Eventually, the construction of the saloon and the interior design were completed. Anoop visits Chakrapani and decides to buy the saloon for six crores. However, after Nila reveals the news to Kathir, he says he is unwilling to sell his identity. Chakrapani overhears the conversation and feels guilty. However, one rainy day, Ragavan, Basheer, and Kathir witness the new-build flats crumble and fall in front of their eyes. The slum people moved into Kathir's land after the floods, which affected their village. A few weeks later, the financier threatens Kathir's friends and family to give the money, so Haseena offers jewels. However, Kathir gets pickpocketed.

Present: As Kathir is about to drink the alcohol, a guy appears at the door, introducing himself as Thiruvannamalai, appears at the door and motivates him that his saloon is a landmark and should make people come to him. He also reminds him there used to be a banyan tree full of parrots on the land where the saloon stands, so he says to feed the parrots. Kathir decides to motivate some talented boys near his saloon to become successful. They get a trim from Kathir and enter a dance competition adopting the name Singapore Saloon Gang. Word spreads about Kathir's saloon, and Singapore Saloon becomes the talk of the city, even getting support from Lokesh Kanagaraj. Anoop visits Chakrapani with a blank cheque, but Chakrapani refuses Anoop's offer since no one will sell their identity.

On the day of the dance finals, the court decided to demolish Singapore Saloon over fears it might crumble like the flats. However, Kathir's perseverance, the parrots flocking to the saloon and support from the city people, including Lokesh and Jiiva, lead to the Singapore Saloon gang winning the dance finals and a halt in the demolition of Singapore Saloon. A few months later, the Singapore external affairs minister visited to inaugurate the Singapore Saloon opening, and Chacha also visited the saloon's opening. Kathir and Basheer see him, and they have an emotional reunion. The film ends with Chacha seeing the old box and giving Kathir a haircut.

== Production ==
In August 2022, it was reported that director Gokul, who was working on the sequel for Idharkuthane Aasaipattai Balakumara (2013), titled Corona Kumar and starring Silambarasan, would begin working on a new project starring RJ Balaji, as Corona Kumar reportedly got shelved. On 10 November, the project, with the official title Singapore Saloon, was officially announced by Ishari K. Ganesh's production house Vels Films International LTD. Balaji stated that he received the offer to star in the film while filming for Run Baby Run (2023).
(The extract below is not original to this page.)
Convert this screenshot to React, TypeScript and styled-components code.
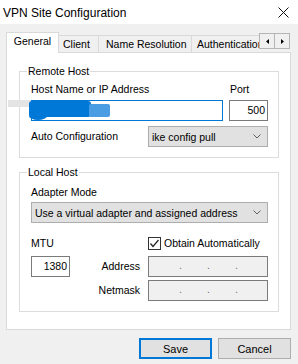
import React from 'react'
import styled, { createGlobalStyle } from 'styled-components'

const GlobalStyle = createGlobalStyle`
  * { box-sizing: border-box; }
  html, body { margin: 0; padding: 0; background: #f0f0f0; }
  body { font-family: 'Liberation Sans', Arial, sans-serif; font-size: 10.5px; color: #000; }
`

const tabs = ['General', 'Client', 'Name Resolution', 'Authentication']
const tabWidths = [53, 40, 93, 90]

const Chevron = () => (
  <svg width="8" height="5" viewBox="0 0 8 5">
    <polyline points="0.5,0.5 4,4 7.5,0.5" fill="none" stroke="#606060" strokeWidth="1" />
  </svg>
)

const App: React.FC = () => {
  return (
    <Window>
      <GlobalStyle />
      <TitleBar>
        <Title>VPN Site Configuration</Title>
        <svg width="11" height="11" viewBox="0 0 11 11">
          <path d="M0.5 0.5 L10.5 10.5 M10.5 0.5 L0.5 10.5" stroke="#111" strokeWidth="1" />
        </svg>
      </TitleBar>
      <Body>
        <TabStrip>
          <TabList>
            {tabs.map((t, i) => (
              <Tab key={t} $active={i === 0} $width={tabWidths[i]}>
                {t}
              </Tab>
            ))}
          </TabList>
          <Arrows>
            <ArrowBtn>
              <svg width="3" height="5" viewBox="0 0 3 5">
                <polygon points="3,0 3,5 0,2.5" fill="#000" />
              </svg>
            </ArrowBtn>
            <ArrowBtn>
              <svg width="3" height="5" viewBox="0 0 3 5">
                <polygon points="0,0 0,5 3,2.5" fill="#000" />
              </svg>
            </ArrowBtn>
          </Arrows>
        </TabStrip>
        <Panel>
          <Group $pt={11}>
            <Legend>Remote Host</Legend>
            <HostRow>
              <Column>
                <Label>Host Name or IP Address</Label>
                <TextBox $focused />
              </Column>
              <Column $width={39}>
                <Label $indent={1}>Port</Label>
                <TextBox>500</TextBox>
              </Column>
            </HostRow>
            <ConfigRow>
              <Label>Auto Configuration</Label>
              <Combo $width={120}>
                <span>ike config pull</span>
                <Chevron />
              </Combo>
            </ConfigRow>
            <Redaction width="104" height="21" viewBox="0 0 104 21">
              <rect x="0" y="0" width="23" height="7" fill="#e4e4e4" />
              <rect x="21" y="1" width="62" height="16" rx="3" fill="#0078d7" />
              <ellipse cx="30" cy="16" rx="9" ry="4" fill="#0078d7" />
              <rect x="81" y="4" width="21" height="13" rx="2" fill="#4a9de2" />
            </Redaction>
          </Group>
          <Group $pt={13}>
            <Legend>Local Host</Legend>
            <Label>Adapter Mode</Label>
            <Combo $top={3}>
              <span>Use a virtual adapter and assigned address</span>
              <Chevron />
            </Combo>
            <AddrGrid>
              <Label>MTU</Label>
              <span />
              <CheckRow>
                <CheckBox>
                  <svg width="11" height="11" viewBox="0 0 11 11">
                    <polyline points="1.5,5.5 4,8.5 9.5,2" fill="none" stroke="#222" strokeWidth="1.2" />
                  </svg>
                </CheckBox>
                <span>Obtain Automatically</span>
              </CheckRow>
              <TextBox>1380</TextBox>
              <FieldLabel>Address</FieldLabel>
              <IpField>
                <Dot>.</Dot>
                <Dot>.</Dot>
                <Dot>.</Dot>
              </IpField>
              <span />
              <FieldLabel>Netmask</FieldLabel>
              <IpField>
                <Dot>.</Dot>
                <Dot>.</Dot>
                <Dot>.</Dot>
              </IpField>
            </AddrGrid>
          </Group>
        </Panel>
        <Footer>
          <Button $primary>Save</Button>
          <Button>Cancel</Button>
        </Footer>
      </Body>
    </Window>
  )
}

export default App

const Window = styled.div`
  width: 298px;
  height: 364px;
  background: #f0f0f0;
  display: flex;
  flex-direction: column;
  overflow: hidden;
`

const TitleBar = styled.div`
  height: 24px;
  background: #fff;
  display: flex;
  align-items: center;
  justify-content: space-between;
  padding: 1px 9px 0 3px;
`

const Title = styled.div`
  font-size: 12px;
  color: #000;
`

const Body = styled.div`
  padding: 8px 7px 0 6px;
  display: flex;
  flex-direction: column;
`

const TabStrip = styled.div`
  display: flex;
  height: 21px;
  margin-bottom: -1px;
  position: relative;
  z-index: 1;
`

const TabList = styled.div`
  width: 253px;
  display: flex;
  align-items: flex-end;
  overflow: hidden;
`

const Tab = styled.div<{ $active?: boolean; $width: number }>`
  flex: 0 0 ${(p) => p.$width}px;
  height: ${(p) => (p.$active ? 21 : 17)}px;
  margin-bottom: ${(p) => (p.$active ? 0 : 1)}px;
  background: ${(p) => (p.$active ? '#fff' : '#f0f0f0')};
  border: 1px solid #d9d9d9;
  border-bottom: none;
  border-left: ${(p) => (p.$active ? '1px solid #d9d9d9' : 'none')};
  padding: ${(p) => (p.$active ? '2px 0 0 0' : '2px 0 0 5px')};
  text-align: ${(p) => (p.$active ? 'center' : 'left')};
  white-space: nowrap;
  line-height: 13px;
  &:nth-child(2) { padding-left: 4px; }
  &:nth-child(3) { padding-left: 7px; }
`

const Arrows = styled.div`
  display: flex;
  margin-top: 1px;
  height: 16px;
`

const ArrowBtn = styled.div`
  width: 16px;
  height: 16px;
  background: #f0f0f0;
  border: 1px solid #b5b5b5;
  & + & { border-left: none; width: 15px; }
  display: flex;
  align-items: center;
  justify-content: center;
`

const Panel = styled.div`
  width: 285px;
  height: 278px;
  background: #fff;
  border: 1px solid #d9d9d9;
  padding: 18px 11px 0 12px;
  display: flex;
  flex-direction: column;
  gap: 14px;
`

const Group = styled.div<{ $pt: number }>`
  position: relative;
  border: 1px solid #dcdcdc;
  padding: ${(p) => p.$pt}px 10px 10px 11px;
  display: flex;
  flex-direction: column;
`

const Legend = styled.span`
  position: absolute;
  top: -7px;
  left: 7px;
  padding: 0 1px;
  background: #fff;
  line-height: 13px;
`

const Label = styled.div<{ $indent?: number }>`
  line-height: 13px;
  white-space: nowrap;
  padding-left: ${(p) => p.$indent || 0}px;
`

const HostRow = styled.div`
  display: flex;
  gap: 6px;
`

const Column = styled.div<{ $width?: number }>`
  display: flex;
  flex-direction: column;
  gap: 4px;
  flex: ${(p) => (p.$width ? `0 0 ${p.$width}px` : '1')};
`

const TextBox = styled.div<{ $focused?: boolean }>`
  height: 21px;
  border: 1px solid ${(p) => (p.$focused ? '#0078d7' : '#7a7a7a')};
  background: #fff;
  text-align: right;
  padding: 3px 2px 0 0;
  line-height: 13px;
`

const ConfigRow = styled.div`
  margin-top: 5px;
  display: flex;
  align-items: center;
  justify-content: space-between;
`

const Combo = styled.div<{ $width?: number; $top?: number }>`
  height: 21px;
  width: ${(p) => (p.$width ? `${p.$width}px` : 'auto')};
  margin-top: ${(p) => p.$top || 0}px;
  background: #e1e1e1;
  border: 1px solid #adadad;
  display: flex;
  align-items: center;
  justify-content: space-between;
  padding: 0 6px 0 3px;
  white-space: nowrap;
`

const Redaction = styled.svg`
  position: absolute;
  left: -12px;
  top: 28px;
`

const AddrGrid = styled.div`
  margin-top: 14px;
  display: grid;
  grid-template-columns: 39px 62px 120px;
  grid-template-rows: 13px 27px 24px;
  column-gap: 8px;
  align-items: start;
  & > :nth-child(n + 4) { margin-top: 6px; }
  & > :nth-child(n + 7) { margin-top: 3px; }
`

const CheckRow = styled.div`
  display: flex;
  align-items: center;
  gap: 3px;
  line-height: 13px;
  white-space: nowrap;
`

const CheckBox = styled.div`
  width: 13px;
  height: 13px;
  border: 1px solid #333;
  background: #fff;
  display: flex;
  align-items: center;
  justify-content: center;
`

const FieldLabel = styled.div`
  height: 21px;
  text-align: right;
  line-height: 21px;
  white-space: nowrap;
`

const IpField = styled.div`
  height: 21px;
  border: 1px solid #7a7a7a;
  background: #f0f0f0;
  display: flex;
  padding: 2px 0 0 30px;
  color: #6d6d6d;
  line-height: 13px;
`

const Dot = styled.span`
  width: 28px;
`

const Footer = styled.div`
  margin-top: 8px;
  display: flex;
  justify-content: flex-end;
  gap: 6px;
`

const Button = styled.div<{ $primary?: boolean }>`
  width: 73px;
  height: 21px;
  background: #e1e1e1;
  border: ${(p) => (p.$primary ? '2px solid #0078d7' : '1px solid #adadad')};
  display: flex;
  align-items: center;
  justify-content: center;
  font-size: 11px;
`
He further revealed that, for his role, he trained with hairdressers for a month-and-a-half. In late March 2023, Lokesh Kanagaraj, who has been a close friend with Balaji, and Jiiva, who worked with Balaji in Kavalai Vendam (2016), were announced to play cameo appearances in the film. Principal photography commenced in early‐2022. It was predominantly shot in Chennai and wrapped by 18 December that year. Additional photography took place in May 2023, when Lokesh's sequences were filmed.

== Music ==
The music is composed by the composer duo Vivek–Mervin, and background score by Javed Riaz. While marking both the duos' and Riaz's maiden collaboration with Balaji, it also marks the duo's maiden collaboration with Gokul while collaborating with composer Riaz for the second time after Anbirkiniyal.

Track listing
| No. | Title | Lyrics | Singer(s) | Length |
|---|---|---|---|---|
| 1. | "Paal Veedhiyil" | Uma Devi | Vivek-Mervin, Ravi G | 4:26 |
| 2. | "Vandha Mala" | Arivu | Arivu, Vivek Siva, Mervin Solomon | 3:22 |
| Total length: |  |  |  | 7:48 |

== Release ==
Singapore Saloon was released worldwide on 25 January 2024 in theatres.

=== Reception ===
A critic from The Times of India rated the film 2 1/2 out of 5 and wrote that "Gokul's attempt at magical realism, involving a surprise cameo from a star, who appears at the protagonist's doorstep, and a flock of parrots, works to an extent. The director also gives a new spin to scenarios that we have seen before". A critic from Cinema Express gave the film the same rating and wrote that "The problem isn’t that these ideas aren’t good. The film does mean well and stands for sensible causes, but after the hilarity of the first half, it just feels difficult and wholly unnecessary to settle for a passable second half that hurtles through familiar roads to get to expected destinations". A critic from The Hindu wrote that "What’s more astonishing is how RJ Balaji, in the name of taking a back seat, gets very little to do. Apart from being the character we follow and the narrator, Kathir gets thrown around because of circumstances and when he finally wins, they don’t resonate with us". A critic from Hindustan Times wrote that "The storyline of making hairstyling a noble profession and hairstylists as people, who deserve respect is good. But director Gokul has tried to bring together too many elements in Singapore Saloon and this is, sadly, its downfall". A critic from OTTplay rated the film 2 1/2 out of 5 and wrote that "Singapore Saloon would have made up for a great comedy, given how the director gave one of best comedies of modern Tamil cinema through Idharkuthane Aasaipattai Balakumara. But the genre shift negates the genuine laughs the first hour of the film soaked you with".

===Home media===
Amazon Prime Video acquired the streaming rights for the film which began streaming there from 23 February 2024.